Achebe a tort. Conrad ne se soucie pas vraiment de l’Afrique en tant que telle. Il me semble qu’un  autre écrivain africain, Emmanuel Obiechina, a une vision plus juste des choses [2] quand il nous dit que pour Conrad (comme pour Greene et quelques autres), l’Afrique n ‘est jamais qu’un décor, une toile de fond sur laquelle se déploient intrigues et personnages. Ce n’est pas encore un sujet au sens propre de ce terme.
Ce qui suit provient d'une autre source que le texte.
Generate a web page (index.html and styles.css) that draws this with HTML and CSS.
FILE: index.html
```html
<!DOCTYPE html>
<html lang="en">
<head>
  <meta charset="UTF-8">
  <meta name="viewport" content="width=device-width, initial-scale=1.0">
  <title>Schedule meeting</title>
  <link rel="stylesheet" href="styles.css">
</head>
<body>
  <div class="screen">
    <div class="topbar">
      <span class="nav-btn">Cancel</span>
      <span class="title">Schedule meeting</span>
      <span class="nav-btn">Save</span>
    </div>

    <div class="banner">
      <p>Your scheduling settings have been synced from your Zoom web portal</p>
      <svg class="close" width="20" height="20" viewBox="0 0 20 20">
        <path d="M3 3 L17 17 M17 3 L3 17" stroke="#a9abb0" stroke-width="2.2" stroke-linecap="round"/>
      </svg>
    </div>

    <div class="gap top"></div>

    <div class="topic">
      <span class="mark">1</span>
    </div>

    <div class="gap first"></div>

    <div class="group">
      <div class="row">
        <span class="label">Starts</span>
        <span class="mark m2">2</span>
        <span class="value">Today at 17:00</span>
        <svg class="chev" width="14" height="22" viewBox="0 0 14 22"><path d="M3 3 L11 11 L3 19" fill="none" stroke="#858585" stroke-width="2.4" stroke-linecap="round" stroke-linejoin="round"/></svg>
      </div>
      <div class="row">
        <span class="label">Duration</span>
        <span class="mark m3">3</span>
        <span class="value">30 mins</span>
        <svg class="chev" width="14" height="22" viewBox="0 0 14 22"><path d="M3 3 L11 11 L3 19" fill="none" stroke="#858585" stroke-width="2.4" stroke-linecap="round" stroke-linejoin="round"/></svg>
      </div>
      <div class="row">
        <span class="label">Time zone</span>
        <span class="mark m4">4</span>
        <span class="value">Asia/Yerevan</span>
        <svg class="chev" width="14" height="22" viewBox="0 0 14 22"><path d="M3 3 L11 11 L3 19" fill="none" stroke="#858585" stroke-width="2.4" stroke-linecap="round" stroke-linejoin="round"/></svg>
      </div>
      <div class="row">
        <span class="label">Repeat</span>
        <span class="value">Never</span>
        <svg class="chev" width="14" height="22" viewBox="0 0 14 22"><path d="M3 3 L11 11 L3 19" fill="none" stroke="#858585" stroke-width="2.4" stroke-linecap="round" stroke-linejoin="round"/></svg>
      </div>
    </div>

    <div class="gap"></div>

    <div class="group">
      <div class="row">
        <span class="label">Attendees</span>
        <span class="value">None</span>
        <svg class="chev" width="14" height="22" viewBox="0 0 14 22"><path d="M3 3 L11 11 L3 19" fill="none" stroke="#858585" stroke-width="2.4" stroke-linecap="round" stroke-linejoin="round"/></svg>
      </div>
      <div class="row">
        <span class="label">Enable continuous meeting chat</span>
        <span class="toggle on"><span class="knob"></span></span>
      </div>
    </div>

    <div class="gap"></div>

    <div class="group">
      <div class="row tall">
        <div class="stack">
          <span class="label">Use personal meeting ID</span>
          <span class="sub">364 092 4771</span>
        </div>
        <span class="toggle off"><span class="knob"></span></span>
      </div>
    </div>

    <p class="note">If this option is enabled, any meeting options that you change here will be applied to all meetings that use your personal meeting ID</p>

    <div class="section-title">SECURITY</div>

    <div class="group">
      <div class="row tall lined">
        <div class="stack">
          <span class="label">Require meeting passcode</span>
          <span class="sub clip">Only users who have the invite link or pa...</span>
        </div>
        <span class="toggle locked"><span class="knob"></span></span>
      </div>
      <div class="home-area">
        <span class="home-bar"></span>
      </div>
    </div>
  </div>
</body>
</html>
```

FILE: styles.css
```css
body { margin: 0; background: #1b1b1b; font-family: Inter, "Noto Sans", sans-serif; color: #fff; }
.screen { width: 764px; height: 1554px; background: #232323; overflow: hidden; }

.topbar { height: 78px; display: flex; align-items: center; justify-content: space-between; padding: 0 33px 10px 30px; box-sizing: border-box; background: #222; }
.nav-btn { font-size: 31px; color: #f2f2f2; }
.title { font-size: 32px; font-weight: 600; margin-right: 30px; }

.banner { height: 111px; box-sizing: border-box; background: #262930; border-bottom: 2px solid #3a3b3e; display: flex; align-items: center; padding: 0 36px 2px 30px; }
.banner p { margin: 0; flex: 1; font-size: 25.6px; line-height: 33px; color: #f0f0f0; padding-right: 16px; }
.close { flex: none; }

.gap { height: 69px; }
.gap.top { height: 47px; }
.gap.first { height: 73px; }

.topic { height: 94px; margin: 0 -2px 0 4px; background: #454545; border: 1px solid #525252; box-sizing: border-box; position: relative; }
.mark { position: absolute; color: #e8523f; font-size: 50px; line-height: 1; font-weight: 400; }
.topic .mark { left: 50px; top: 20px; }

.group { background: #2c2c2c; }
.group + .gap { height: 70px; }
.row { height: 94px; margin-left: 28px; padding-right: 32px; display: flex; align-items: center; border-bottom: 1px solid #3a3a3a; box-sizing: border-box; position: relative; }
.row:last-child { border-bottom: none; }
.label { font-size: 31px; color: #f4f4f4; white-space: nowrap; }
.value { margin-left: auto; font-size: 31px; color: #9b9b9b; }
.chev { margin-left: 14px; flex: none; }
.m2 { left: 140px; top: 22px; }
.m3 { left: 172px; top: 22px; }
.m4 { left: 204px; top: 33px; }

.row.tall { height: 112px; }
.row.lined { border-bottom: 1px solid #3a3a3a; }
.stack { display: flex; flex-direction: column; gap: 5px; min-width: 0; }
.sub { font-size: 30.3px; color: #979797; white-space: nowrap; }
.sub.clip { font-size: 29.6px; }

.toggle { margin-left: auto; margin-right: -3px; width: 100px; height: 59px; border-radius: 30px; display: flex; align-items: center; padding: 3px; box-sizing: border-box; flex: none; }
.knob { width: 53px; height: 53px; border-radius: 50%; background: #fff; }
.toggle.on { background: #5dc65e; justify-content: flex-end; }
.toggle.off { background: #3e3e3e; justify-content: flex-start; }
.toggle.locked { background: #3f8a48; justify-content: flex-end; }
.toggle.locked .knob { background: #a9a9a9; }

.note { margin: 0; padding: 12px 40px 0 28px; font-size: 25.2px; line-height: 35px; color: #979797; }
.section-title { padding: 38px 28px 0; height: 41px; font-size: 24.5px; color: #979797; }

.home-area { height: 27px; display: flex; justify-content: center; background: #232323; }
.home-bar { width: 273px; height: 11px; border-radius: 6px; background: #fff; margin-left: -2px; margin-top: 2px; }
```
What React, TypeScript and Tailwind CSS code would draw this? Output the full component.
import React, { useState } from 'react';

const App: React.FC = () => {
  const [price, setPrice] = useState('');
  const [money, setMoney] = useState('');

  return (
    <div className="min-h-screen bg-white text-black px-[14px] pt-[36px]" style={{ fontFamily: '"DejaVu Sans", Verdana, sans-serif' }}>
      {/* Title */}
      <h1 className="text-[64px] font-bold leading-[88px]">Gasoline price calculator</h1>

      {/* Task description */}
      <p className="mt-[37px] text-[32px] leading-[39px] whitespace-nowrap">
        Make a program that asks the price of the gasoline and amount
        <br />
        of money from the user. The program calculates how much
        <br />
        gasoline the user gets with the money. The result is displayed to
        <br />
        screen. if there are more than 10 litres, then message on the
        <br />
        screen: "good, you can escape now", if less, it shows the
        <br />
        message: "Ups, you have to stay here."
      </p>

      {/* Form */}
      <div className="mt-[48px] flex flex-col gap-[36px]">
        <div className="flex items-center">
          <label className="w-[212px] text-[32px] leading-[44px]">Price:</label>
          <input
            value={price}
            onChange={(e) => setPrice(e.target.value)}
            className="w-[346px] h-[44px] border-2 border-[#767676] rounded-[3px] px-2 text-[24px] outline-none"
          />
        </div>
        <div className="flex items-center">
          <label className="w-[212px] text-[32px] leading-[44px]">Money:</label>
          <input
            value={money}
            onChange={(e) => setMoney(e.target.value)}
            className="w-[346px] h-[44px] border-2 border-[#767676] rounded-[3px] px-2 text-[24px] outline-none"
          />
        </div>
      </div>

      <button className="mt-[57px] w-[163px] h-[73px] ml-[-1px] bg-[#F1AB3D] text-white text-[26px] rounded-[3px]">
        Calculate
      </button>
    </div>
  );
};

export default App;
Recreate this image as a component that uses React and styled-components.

Et effectivement, les préjugés sont si forts en cette fin de siècle que le continent noir n’a pas encore droit à ce statut narratif.
     Mais tout ceci est beaucoup plus complexe, beaucoup plus ambigu qu’il n’y paraît à première lecture. Si Conrad abonde en préjugés dans la mesure où il ne s’intéresse pas à l’Afrique ou aux Africains, s’il les traite avec une grande désinvolture, il n’en critique pas moins tous les méfaits d’un colonialisme particulièrement brutal dont il est alors le témoin direct. Il dénonce avec véhémence, entre autres, une scène à laquelle il assiste (p 21), celle d’une canonnière française en train de bombarder la côte. Effectivement (encore un élément autobiographique !) il avait bel et bien assisté à cela lors de  son périple, et le pays bombardé était le Dahomey d’alors. Quelques pages plus loin, on le voit s’apitoyer sur le sort de six Noirs enchaînés l’un à l’autre. Ainsi, si Conrad se sent en désaccord politique profond avec nombre d’aspects de la colonisation, il ne va pas jusqu’à s’intéresser aux populations qu’il aperçoit là-bas, de sa passerelle de commandement, sur des rives où il ne débarque pas et où il n’a rien à faire : ceci explique ses ambiguïtés. Conrad , si je puis m’exprimer ainsi, est un homme qui a les pieds sur terre, et ce qui l’intéresse, c’est la réalité. Grand admirateur de Flaubert, il prenait plaisir à réciter par cœur des pages entières de l’Education sentimentale. Il est ainsi fait : il ne parle que de ce qu’il a vécu, que de ce qu’il connaît ou soupçonne chez ses frères les hommes.


[1] Voir à ce sujet  Alain Ricard, Voyages de découvertes en Afrique, Anthologie 1790-1890 , Paris, R.Laffont,  Collection Bouquins, 2.000, pp 1024-1028.
[2] Obiechina, E., Culture, Tradition & Society in the West AfricanNovel , London, Cambridge University Press, 1975.